Ave and lilG have participated for almost three years in an adventure running club for kids. They love this program and today the club held race 2 in a spring mud run series. Both of the kids were nervous last night as the competitive streak runs pretty high in all my minions. It doesn’t matter how many times I tell them the point is participating and having fun. They want to win. It’s a great thing to want to win I suppose, and as long as it’s tempered with fairness and good sportsmanship I really can’t complain.

20130504-231858.jpg
There’s quite a bit that goes on behind the scenes for my kids to race. Basic good blood glucose control and healthy eating of course. Add in non- bouncing insulin pump pouches, and low sugar supply pouches too. A quick review of what to do if you’re out on the course and having low blood sugar issues. Today, I was sweetly surprised to hear them sharing tips on aerobic vs anaerobic exercise and how to raise blood sugar by stopping to do some push ups if needed. Then there’s the last minute pre-race glucose checks …

20130504-232417.jpg
and they’re lined up to go!

20130504-232453.jpg
I feel pretty sure I was the only parent who had tears in their eyes at the starting line.

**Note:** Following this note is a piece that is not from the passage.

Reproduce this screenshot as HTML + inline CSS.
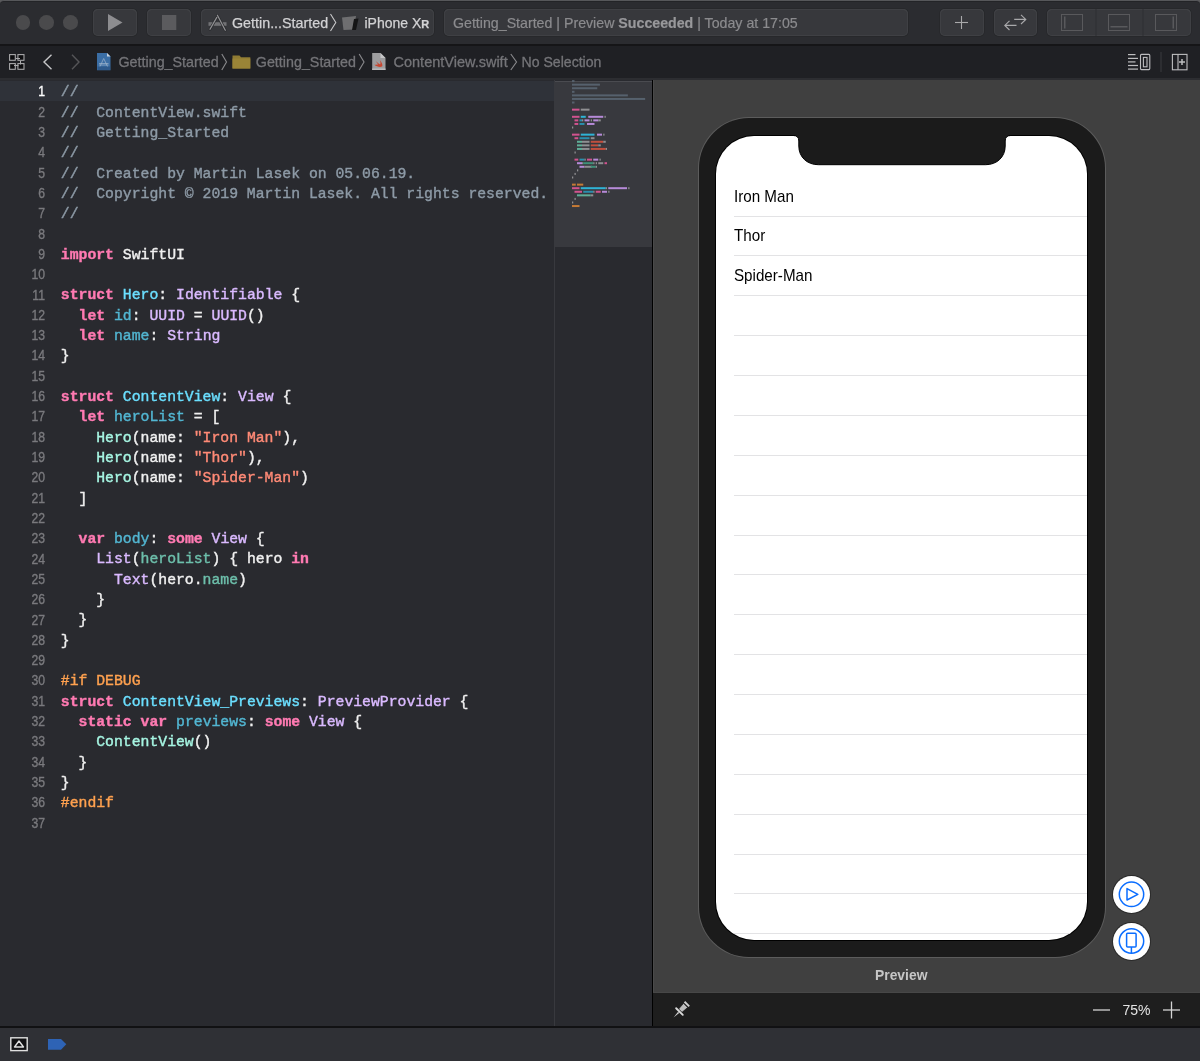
<!DOCTYPE html>
<html><head><meta charset="utf-8">
<style>
*{box-sizing:border-box;margin:0;padding:0}
html,body{width:1200px;height:1061px;overflow:hidden;background:#5a5a5c;font-family:"Liberation Sans",sans-serif;-webkit-font-smoothing:antialiased}
#root{position:absolute;left:0;top:0;width:1200px;height:1061px;overflow:hidden;will-change:transform;background:#5a5a5c}
.abs{position:absolute}
#toolbar{position:absolute;left:0;top:0;width:1200px;height:44px;background:#2b2c30;border-top:1px solid #56575a;border-radius:4px 4px 0 0;box-shadow:inset 0 1px 0 #232427}
#tbline{position:absolute;left:0;top:44px;width:1200px;height:2px;background:#151517}
.light{position:absolute;top:15.2px;width:14.7px;height:14.7px;border-radius:50%;background:#4a4a4c}
.btn{position:absolute;top:9px;height:27px;background:#37383c;border-radius:5px;box-shadow:inset 0 0 0 1px #3f4044,inset 0 1px 0 #45464a,0 0 0 1px #27282b}
#crumb{position:absolute;left:0;top:46px;width:1200px;height:32px;background:#1f2024}
#crumbline{position:absolute;left:0;top:78px;width:1200px;height:2px;background:#2c2d31}
.ctext{position:absolute;top:53px;font-size:14.3px;color:#747478;-webkit-text-stroke:0.3px currentColor;white-space:nowrap;line-height:18px}
#editor{position:absolute;left:0;top:80px;width:554px;height:946px;background:#292a2f}
#curline{position:absolute;left:0;top:81px;width:554px;height:20px;background:#2f3239}
#gutter{position:absolute;left:0;top:81.4px;width:45px;text-align:right;font-size:14.2px;line-height:20.32px;color:#7a7a7e;-webkit-text-stroke:0.35px currentColor;transform:scaleX(0.86);transform-origin:45px 0}
#code{position:absolute;left:60.8px;top:82.3px;font-family:"Liberation Mono",monospace;font-size:14.78px;line-height:20.32px;color:#f0f0f0;white-space:pre;-webkit-text-stroke:0.4px currentColor}
#minimap{position:absolute;left:554px;top:80px;width:98px;height:946px;background:#292a2f;border-left:1px solid #38393e}
#canvas{position:absolute;left:652px;top:80px;width:548px;height:913px;background:#404040;border-left:1px solid #000}
#canvasbar{position:absolute;left:652px;top:993px;width:548px;height:33px;background:#1e1e1e;border-left:1px solid #000}
#botline{position:absolute;left:0;top:1026px;width:1200px;height:2px;background:#111113}
#bottom{position:absolute;left:0;top:1028px;width:1200px;height:33px;background:#2f3035}
.sep{position:absolute;left:18px;right:0;height:1px;background:#e3e3e5}
.row{position:absolute;left:17.8px;font-size:15.9px;line-height:0;color:#000;white-space:nowrap;transform:scaleX(0.955);transform-origin:0 0}
.k{color:#ff7ab2;font-weight:bold}
.c{color:#8d9aa6}
.t{color:#6bdfff}
.o{color:#52b6d2}
.p{color:#dabaff}
.s{color:#ff8a76}
.m{color:#a6f5e2}
.v{color:#6dbfab}
.pp{color:#ffa14f}
</style></head><body><div id="root">
<div id="toolbar"></div>
<div id="tbline"></div>
<div class="light" style="left:15.5px"></div>
<div class="light" style="left:39.3px"></div>
<div class="light" style="left:63.1px"></div>
<div class="btn" style="left:93px;width:44px"></div>
<div class="btn" style="left:147px;width:44px"></div>
<div class="btn" style="left:201px;width:232.5px"></div>
<div class="btn" style="left:444px;width:464px"></div>
<div class="btn" style="left:939.5px;width:44px"></div>
<div class="btn" style="left:993.5px;width:43.5px"></div>
<div class="btn" style="left:1047px;width:144px"></div>
<svg class="abs" style="left:0;top:0" width="1200" height="44">
<polygon points="108,14 122.5,22.5 108,31" fill="#8d8d90"/>
<rect x="162" y="15" width="14.3" height="15" fill="#5b5b5e"/>
<rect x="208.5" y="22.2" width="18" height="3.6" fill="#727275"/>
<g stroke="#27282b" stroke-width="2.6" fill="none" stroke-linecap="round">
<line x1="210" y1="29.3" x2="216.8" y2="17.4"/>
<line x1="217.4" y1="15.3" x2="225.3" y2="30.2"/>
</g>
<g stroke="#909093" stroke-width="1.3" fill="none" stroke-linecap="round">
<line x1="210" y1="29.3" x2="216.8" y2="17.4"/>
<line x1="217.4" y1="15.3" x2="225.3" y2="30.2"/>
</g>
<path d="M330.5,14 L335.8,22.5 L330.5,31" stroke="#c9c9cb" stroke-width="1.1" fill="none"/>
<polygon points="342,17.5 356,16 354,29.5 343.5,30" fill="#6e6e70"/>
<polygon points="354,19 358.5,18.5 356,30 352,30" fill="#151516"/>
<g stroke="#a9a9ab" stroke-width="1.1" fill="none">
<line x1="961.5" y1="16" x2="961.5" y2="29"/>
<line x1="955" y1="22.5" x2="968" y2="22.5"/>
<path d="M1004.8,25.4 H1016.5 M1009.5,20.8 L1004.8,25.4 L1009.5,30"/>
<path d="M1014.2,19.4 H1025.8 M1021,14.8 L1025.8,19.4 L1021,24"/>
</g>
<line x1="1096" y1="9" x2="1096" y2="36" stroke="#2e2f33" stroke-width="1"/>
<line x1="1143" y1="9" x2="1143" y2="36" stroke="#2e2f33" stroke-width="1"/>
<g stroke="#59595c" stroke-width="1" fill="none">
<rect x="1061.5" y="14.5" width="21" height="16"/>
<rect x="1108.5" y="14.5" width="21" height="16"/>
<rect x="1155.5" y="14.5" width="21" height="16"/>
</g>
<g fill="#59595c">
<rect x="1064" y="16.5" width="1.5" height="12"/>
<rect x="1110.5" y="26" width="17" height="1.5"/>
<rect x="1172.5" y="16.5" width="1.5" height="12"/>
</g>
</svg>
<div class="abs" style="left:232px;top:15px;font-size:14.3px;line-height:16px;color:#d2d2d4;-webkit-text-stroke:0.25px currentColor;white-space:nowrap">Gettin...Started</div>
<div class="abs" style="left:364.5px;top:15px;font-size:14px;line-height:16px;color:#d2d2d4;-webkit-text-stroke:0.25px currentColor;white-space:nowrap">iPhone X<span style="font-size:11px;font-weight:bold">R</span></div>
<div class="abs" style="left:453px;top:15px;font-size:14.2px;line-height:16px;color:#8b8b8e;-webkit-text-stroke:0.2px currentColor;white-space:nowrap">Getting_Started | Preview <b style="color:#98989b">Succeeded</b> | Today at 17:05</div>

<div id="crumb"></div>
<div id="crumbline"></div>
<svg class="abs" style="left:0;top:46px" width="1200" height="32">
<g fill="#0e0e10"><rect x="9" y="8" width="7" height="7"/><rect x="17.3" y="8" width="7.3" height="7"/><rect x="9" y="17" width="7" height="7"/><rect x="17.3" y="17" width="7.3" height="7"/></g>
<g stroke="#ababad" stroke-width="1.1" fill="none">
<rect x="9.6" y="8.6" width="5.7" height="5.7"/>
<rect x="17.9" y="8.6" width="6.1" height="5.7"/>
<rect x="9.6" y="17.6" width="5.7" height="5.7"/>
<rect x="17.9" y="17.6" width="6.1" height="5.7"/>
<path d="M15.8,12.5 H20 M20.5,14.9 V18.5 M18.5,19.5 H14" stroke-width="1"/>
</g>
<path d="M51.5,8.8 L44,16 L51.5,23.2" stroke="#c6c6c8" stroke-width="1.4" fill="none"/>
<path d="M72,8.8 L79,16 L72,23.2" stroke="#555558" stroke-width="1.4" fill="none"/>
<path d="M97,7 H107 L110.5,10.5 V24.3 H97 Z" fill="#3b6ea5"/>
<path d="M107,7 V10.5 H110.5" fill="#c9d3de"/>
<g stroke="#9fb4cc" stroke-width="0.7" fill="none"><path d="M99.5,21.5 L103.7,12.5 L108,21.5 M99,17.5 H108.5 M99,19 H108.5"/></g>
<rect x="97.5" y="20.5" width="12.5" height="3.5" fill="#2e5a8c"/>
<path d="M221.8,8 L226.5,16 L221.8,24" stroke="#88888b" stroke-width="1.15" fill="none"/>
<path d="M359.2,8 L364,16 L359.2,24" stroke="#88888b" stroke-width="1.15" fill="none"/>
<path d="M510.8,8 L516.5,16 L510.8,24" stroke="#88888b" stroke-width="1.15" fill="none"/>
<path d="M232.5,9.5 H239.5 L241,11.2 H250.3 V22.5 H232.5 Z" fill="#8f7b33"/>
<rect x="232.5" y="12.5" width="17.8" height="10" fill="#9a8437"/>
<path d="M372.2,7 H380.5 L385.5,12 V24 H372.2 Z" fill="#9d9d9f"/>
<path d="M380.5,7 V12 H385.5 Z" fill="#c4c4c6"/>
<rect x="372.2" y="22.5" width="13.3" height="1.5" fill="#b8b8ba"/>
<path d="M374.4,18.8 C376.8,20.8 380.3,21.6 382.3,20.3 C382.8,18.8 381.8,16.2 379.8,14 C380.6,16 380.7,17.6 380.1,18.5 C378.6,17.6 376.6,16 375.6,14.8 C376.4,16.4 377.4,17.6 378.2,18.5 C377,18.2 375.5,18.6 374.4,18.8 Z" fill="#c8452f"/>
</svg>
<div class="ctext" style="left:118.5px">Getting_Started</div>
<div class="ctext" style="left:255.8px">Getting_Started</div>
<div class="ctext" style="left:393.5px;font-size:14.5px">ContentView.swift</div>
<div class="ctext" style="left:521.5px;font-size:14.1px">No Selection</div>
<svg class="abs" style="left:1120px;top:46px" width="80" height="32">
<g fill="#bdbdbf">
<rect x="8" y="8" width="7.5" height="1.2"/>
<rect x="8" y="11.8" width="10" height="1.2"/>
<rect x="8" y="15.3" width="7.5" height="1.2"/>
<rect x="8" y="18.9" width="10" height="1.2"/>
<rect x="8" y="22.5" width="10" height="1.2"/>
</g>
<g stroke="#bdbdbf" stroke-width="1.1" fill="none">
<rect x="20.5" y="8.4" width="9.3" height="15.2" rx="1"/>
<rect x="23.4" y="11.4" width="3.6" height="9.4"/>
<rect x="52.4" y="8.4" width="14.6" height="15.4"/>
<line x1="58" y1="8.4" x2="58" y2="23.8"/>
<path d="M62,13 V19 M59,16 H65" stroke-width="1.5"/>
</g>
<rect x="40.5" y="6" width="1" height="20" fill="#3a3b3f"/>
</svg>

<div id="editor"></div>
<div id="curline"></div>
<div id="gutter"><span style="color:#fff">1</span><br>2<br>3<br>4<br>5<br>6<br>7<br>8<br>9<br>10<br>11<br>12<br>13<br>14<br>15<br>16<br>17<br>18<br>19<br>20<br>21<br>22<br>23<br>24<br>25<br>26<br>27<br>28<br>29<br>30<br>31<br>32<br>33<br>34<br>35<br>36<br>37</div>
<div id="code"><span class="c">//
//  ContentView.swift
//  Getting_Started
//
//  Created by Martin Lasek on 05.06.19.
//  Copyright © 2019 Martin Lasek. All rights reserved.
//</span>

<span class="k">import</span> SwiftUI

<span class="k">struct</span> <span class="t">Hero</span>: <span class="p">Identifiable</span> {
  <span class="k">let</span> <span class="o">id</span>: <span class="p">UUID</span> = <span class="p">UUID</span>()
  <span class="k">let</span> <span class="o">name</span>: <span class="p">String</span>
}

<span class="k">struct</span> <span class="t">ContentView</span>: <span class="p">View</span> {
  <span class="k">let</span> <span class="o">heroList</span> = [
    <span class="m">Hero</span>(name: <span class="s">"Iron Man"</span>),
    <span class="m">Hero</span>(name: <span class="s">"Thor"</span>),
    <span class="m">Hero</span>(name: <span class="s">"Spider-Man"</span>)
  ]

  <span class="k">var</span> <span class="o">body</span>: <span class="k">some</span> <span class="p">View</span> {
    <span class="p">List</span>(<span class="v">heroList</span>) { hero <span class="k">in</span>
      <span class="p">Text</span>(hero.<span class="v">name</span>)
    }
  }
}

<span class="pp">#if DEBUG</span>
<span class="k">struct</span> <span class="t">ContentView_Previews</span>: <span class="p">PreviewProvider</span> {
  <span class="k">static</span> <span class="k">var</span> <span class="o">previews</span>: <span class="k">some</span> <span class="p">View</span> {
    <span class="m">ContentView</span>()
  }
}
<span class="pp">#endif</span>
</div>

<div id="minimap"></div>
<svg class="abs" style="left:555px;top:80px" width="97" height="946"><rect x="0" y="1" width="97" height="166" fill="#38393e"/><rect x="0" y="1" width="97" height="1" fill="#4a4b50"/><rect x="17.00" y="0.10" width="2.50" height="2" fill="#56616d"/><rect x="17.00" y="3.67" width="27.93" height="2" fill="#56616d"/><rect x="17.00" y="7.24" width="25.27" height="2" fill="#56616d"/><rect x="17.00" y="10.81" width="2.50" height="2" fill="#56616d"/><rect x="17.00" y="14.38" width="55.86" height="2" fill="#56616d"/><rect x="17.00" y="17.95" width="73.15" height="2" fill="#56616d"/><rect x="17.00" y="21.52" width="2.50" height="2" fill="#56616d"/><rect x="17.00" y="28.66" width="7.50" height="2" fill="#d1538f"/><rect x="25.75" y="28.66" width="8.75" height="2" fill="#8f8f92"/><rect x="17.00" y="35.80" width="7.50" height="2" fill="#d1538f"/><rect x="25.75" y="35.80" width="5.00" height="2" fill="#2fb3d6"/><rect x="33.25" y="35.80" width="15.00" height="2" fill="#b68ad8"/><rect x="49.50" y="35.80" width="1.25" height="2" fill="#8f8f92"/><rect x="19.50" y="39.37" width="3.75" height="2" fill="#d1538f"/><rect x="24.50" y="39.37" width="2.50" height="2" fill="#2a8fae"/><rect x="27.00" y="39.37" width="1.25" height="2" fill="#8f8f92"/><rect x="29.50" y="39.37" width="5.00" height="2" fill="#b68ad8"/><rect x="35.75" y="39.37" width="1.25" height="2" fill="#8f8f92"/><rect x="38.25" y="39.37" width="5.00" height="2" fill="#b68ad8"/><rect x="43.25" y="39.37" width="2.50" height="2" fill="#8f8f92"/><rect x="19.50" y="42.94" width="3.75" height="2" fill="#d1538f"/><rect x="24.50" y="42.94" width="5.00" height="2" fill="#2a8fae"/><rect x="32.00" y="42.94" width="7.50" height="2" fill="#b68ad8"/><rect x="17.00" y="46.51" width="1.25" height="2" fill="#8f8f92"/><rect x="17.00" y="53.65" width="7.50" height="2" fill="#d1538f"/><rect x="25.75" y="53.65" width="13.75" height="2" fill="#2fb3d6"/><rect x="42.00" y="53.65" width="5.00" height="2" fill="#b68ad8"/><rect x="48.25" y="53.65" width="1.25" height="2" fill="#8f8f92"/><rect x="19.50" y="57.22" width="3.75" height="2" fill="#d1538f"/><rect x="24.50" y="57.22" width="10.00" height="2" fill="#2a8fae"/><rect x="35.75" y="57.22" width="3.75" height="2" fill="#8f8f92"/><rect x="22.00" y="60.79" width="5.00" height="2" fill="#5fae98"/><rect x="27.00" y="60.79" width="7.50" height="2" fill="#8f8f92"/><rect x="35.75" y="60.79" width="12.50" height="2" fill="#c24f3e"/><rect x="48.25" y="60.79" width="2.50" height="2" fill="#8f8f92"/><rect x="22.00" y="64.36" width="5.00" height="2" fill="#5fae98"/><rect x="27.00" y="64.36" width="7.50" height="2" fill="#8f8f92"/><rect x="35.75" y="64.36" width="7.50" height="2" fill="#c24f3e"/><rect x="43.25" y="64.36" width="2.50" height="2" fill="#8f8f92"/><rect x="22.00" y="67.93" width="5.00" height="2" fill="#5fae98"/><rect x="27.00" y="67.93" width="7.50" height="2" fill="#8f8f92"/><rect x="35.75" y="67.93" width="15.00" height="2" fill="#c24f3e"/><rect x="50.75" y="67.93" width="1.25" height="2" fill="#8f8f92"/><rect x="19.50" y="71.50" width="1.25" height="2" fill="#8f8f92"/><rect x="19.50" y="78.64" width="3.75" height="2" fill="#d1538f"/><rect x="24.50" y="78.64" width="5.00" height="2" fill="#2a8fae"/><rect x="29.50" y="78.64" width="1.25" height="2" fill="#8f8f92"/><rect x="32.00" y="78.64" width="5.00" height="2" fill="#d1538f"/><rect x="38.25" y="78.64" width="5.00" height="2" fill="#b68ad8"/><rect x="44.50" y="78.64" width="1.25" height="2" fill="#8f8f92"/><rect x="22.00" y="82.21" width="5.00" height="2" fill="#b68ad8"/><rect x="27.00" y="82.21" width="1.25" height="2" fill="#8f8f92"/><rect x="28.25" y="82.21" width="10.00" height="2" fill="#3f9079"/><rect x="38.25" y="82.21" width="1.25" height="2" fill="#8f8f92"/><rect x="40.75" y="82.21" width="1.25" height="2" fill="#8f8f92"/><rect x="43.25" y="82.21" width="5.00" height="2" fill="#8f8f92"/><rect x="49.50" y="82.21" width="2.50" height="2" fill="#d1538f"/><rect x="24.50" y="85.78" width="5.00" height="2" fill="#b68ad8"/><rect x="29.50" y="85.78" width="7.50" height="2" fill="#8f8f92"/><rect x="35.75" y="85.78" width="5.00" height="2" fill="#3f9079"/><rect x="40.75" y="85.78" width="1.25" height="2" fill="#8f8f92"/><rect x="22.00" y="89.35" width="1.25" height="2" fill="#8f8f92"/><rect x="19.50" y="92.92" width="1.25" height="2" fill="#8f8f92"/><rect x="17.00" y="96.49" width="1.25" height="2" fill="#8f8f92"/><rect x="17.00" y="103.63" width="3.75" height="2" fill="#c57a35"/><rect x="22.00" y="103.63" width="6.25" height="2" fill="#c57a35"/><rect x="17.00" y="107.20" width="7.50" height="2" fill="#d1538f"/><rect x="25.75" y="107.20" width="25.00" height="2" fill="#2fb3d6"/><rect x="50.75" y="107.20" width="1.25" height="2" fill="#8f8f92"/><rect x="53.25" y="107.20" width="18.75" height="2" fill="#b68ad8"/><rect x="73.25" y="107.20" width="1.25" height="2" fill="#8f8f92"/><rect x="19.50" y="110.77" width="7.50" height="2" fill="#d1538f"/><rect x="28.25" y="110.77" width="10.00" height="2" fill="#2a8fae"/><rect x="38.25" y="110.77" width="1.25" height="2" fill="#8f8f92"/><rect x="40.75" y="110.77" width="5.00" height="2" fill="#d1538f"/><rect x="47.00" y="110.77" width="5.00" height="2" fill="#b68ad8"/><rect x="53.25" y="110.77" width="1.25" height="2" fill="#8f8f92"/><rect x="22.00" y="114.34" width="13.75" height="2" fill="#5fae98"/><rect x="35.75" y="114.34" width="2.50" height="2" fill="#8f8f92"/><rect x="19.50" y="117.91" width="1.25" height="2" fill="#8f8f92"/><rect x="17.00" y="121.48" width="1.25" height="2" fill="#8f8f92"/><rect x="17.00" y="125.05" width="7.50" height="2" fill="#c57a35"/></svg>
<div id="canvas"></div>
<div class="abs" style="left:653px;top:80px;width:1px;height:913px;background:#4a4a4a"></div>
<div class="abs" style="left:699px;top:118px;width:406px;height:838.5px;border-radius:50px;background:#1b1b1b;box-shadow:0 0 0 1px #5c5c5c"></div>
<div id="screen" class="abs" style="left:716px;top:135.5px;width:371px;height:804.5px;border-radius:38px;background:#fff;overflow:hidden;box-shadow:0 0 0 1px #000">
<div class="sep" style="top:80.00px"></div><div class="sep" style="top:119.88px"></div><div class="sep" style="top:159.76px"></div><div class="sep" style="top:199.64px"></div><div class="sep" style="top:239.52px"></div><div class="sep" style="top:279.40px"></div><div class="sep" style="top:319.28px"></div><div class="sep" style="top:359.16px"></div><div class="sep" style="top:399.04px"></div><div class="sep" style="top:438.92px"></div><div class="sep" style="top:478.80px"></div><div class="sep" style="top:518.68px"></div><div class="sep" style="top:558.56px"></div><div class="sep" style="top:598.44px"></div><div class="sep" style="top:638.32px"></div><div class="sep" style="top:678.20px"></div><div class="sep" style="top:718.08px"></div><div class="sep" style="top:757.96px"></div><div class="sep" style="top:797.84px"></div>
<div class="row" style="top:61.5px">Iron Man</div>
<div class="row" style="top:100.5px">Thor</div>
<div class="row" style="top:140.6px">Spider-Man</div>
</div>
<svg class="abs" style="left:780px;top:125px" width="240" height="50">
<path d="M10,10.5 H13.3 Q18.8,10.5 18.8,16 V21 C18.8,32 27,39.7 38.3,39.7 H205.7 C217,39.7 225.2,32 225.2,21 V16 Q225.2,10.5 230.7,10.5 H234 V0 H10 Z" fill="#1b1b1b" stroke="#000" stroke-width="1"/>
<rect x="0" y="0" width="240" height="10" fill="#1b1b1b"/>
</svg>
<div class="abs" style="left:1113px;top:876px;width:37px;height:37px;border-radius:50%;background:#fff;box-shadow:0 0 0 1px #2a2a2a"></div>
<div class="abs" style="left:1113px;top:922.5px;width:37px;height:37px;border-radius:50%;background:#fff;box-shadow:0 0 0 1px #2a2a2a"></div>
<svg class="abs" style="left:1100px;top:860px" width="100" height="110">
<g stroke="#0a6dff" stroke-width="1.5" fill="none">
<circle cx="31.5" cy="34.3" r="12.2"/>
<path d="M27,28.6 L37.8,34.3 L27,40 Z" stroke-linejoin="round"/>
<circle cx="31.5" cy="81" r="12.2"/>
<rect x="26.6" y="73.2" width="9.5" height="13.8" rx="1"/>
<line x1="31.4" y1="87" x2="31.4" y2="93"/>
</g>
</svg>
<div class="abs" style="left:875px;top:966.5px;font-size:15px;font-weight:bold;color:#c6c6c6;line-height:16px;transform:scaleX(0.925);transform-origin:0 0">Preview</div>
<div id="canvasbar"></div>
<div class="abs" style="left:653px;top:992px;width:547px;height:1px;background:#474747"></div>
<svg class="abs" style="left:653px;top:993px" width="547" height="33">
<g transform="translate(26.5,18.5) rotate(45)">
<path d="M-2.4,-1.2 L-2.9,-8.6 H2.9 L2.4,-1.2 Z" fill="#bdbdbd" stroke="#101010" stroke-width="0.6"/>
<rect x="-3.3" y="-11.4" width="6.6" height="1.9" fill="#d0d0d0"/>
<rect x="-5.6" y="-0.9" width="11.2" height="1.9" rx="0.9" fill="#dadada"/>
<path d="M-0.8,1.2 L0,8.4 L0.8,1.2 Z" fill="#d0d0d0"/>
</g>
<g stroke="#d4d4d4" stroke-width="1.3">
<line x1="440" y1="17" x2="457" y2="17"/>
<line x1="510" y1="17" x2="527" y2="17"/>
<line x1="518.5" y1="8.5" x2="518.5" y2="25.5"/>
</g>
</svg>
<div class="abs" style="left:1122.5px;top:1002px;font-size:14px;color:#e4e4e4;line-height:16px">75%</div>
<div id="botline"></div>
<div id="bottom"></div>
<svg class="abs" style="left:0;top:1028px" width="120" height="33">
<rect x="10.8" y="9.8" width="16.4" height="12.8" fill="#121214" stroke="#e0e0e0" stroke-width="1.4"/>
<path d="M14.5,19 L19,13 L23.5,19 Z" fill="none" stroke="#e0e0e0" stroke-width="1.4" stroke-linejoin="round"/>
<path d="M48,11 H61 L66.3,16.3 L61,21.7 H48 Z" fill="#2e63b5"/>
</svg>
</div></body></html>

It’s the starting line where it really hits home to me.

In those moments waiting for their race to start that I find myself filling with gratitude that my children are alive. Filling with gratitude that while it’s imperfect to have to stay alive with insulin injections, alive they are. Filling with gratitude that their future and opportunities are rarely limited by type 1 diabetes. Yes, there are extra steps that go into everyday life and athletic endeavours but they are not insurmountable. I find myself reflecting on the number of people who provide the backdrop for my kids success. The healthcare providers, family and all the people who help keep their dad and I sane so we can keep on keeping on.

It really is the starting line where I feel we have already won the race.

The medals are just the gravy.

20130504-234133.jpg

20130504-234146.jpg

20130504-234158.jpg

20130504-234209.jpg

20130504-234217.jpg

Ice cream, diabetes & the big questions

Tonight after running I took Ave and lilG to get some ice cream. Spirits were definitely high with our spontaneous little treat. We took our ice cream to go because we were all covered with spring mud.

Merrily we were driving along, when out of seemingly nowhere, lilG asked me if his own kids would have diabetes? was it in his DNA? A beautiful opening for a mumma such as myself to talk about current research and all the big ‘we don’t know’s’. His sister added in some of her thoughts about cures in mice and artificial pancreas videos she had seen.

I was really pleased and happy that lilG was asking his questions… until his next question brought a sharp pain to my heart… the question I’d guess he really wanted to ask…

Mum, did I do something wrong that I got diabetes?

I know it’s completely developmentally age appropriate yadda yadda yadda ya BUT it hurts so bad. Hurts to wonder if he has been holding that BIG BIG question inside for years. I’m so glad he got it out. I’m so glad he finally asked it. I managed to keep calm and reassure him that it was absolutely not anything he did wrong that led to his diabetes diagnosis. We talked about how nobody knows for sure why but that it was nothing he did, or his sister did or his brother did to be diagnosed with diabetes.

He seemed satisfied with my answers and our discussion. He easily moved on to his next topic ( yes it did relate to excessive gas after beans ).

As he moved on to other subjects tears rolled down my face. There are days where I think I have no more tears left for diabetes. Today isn’t one of those days.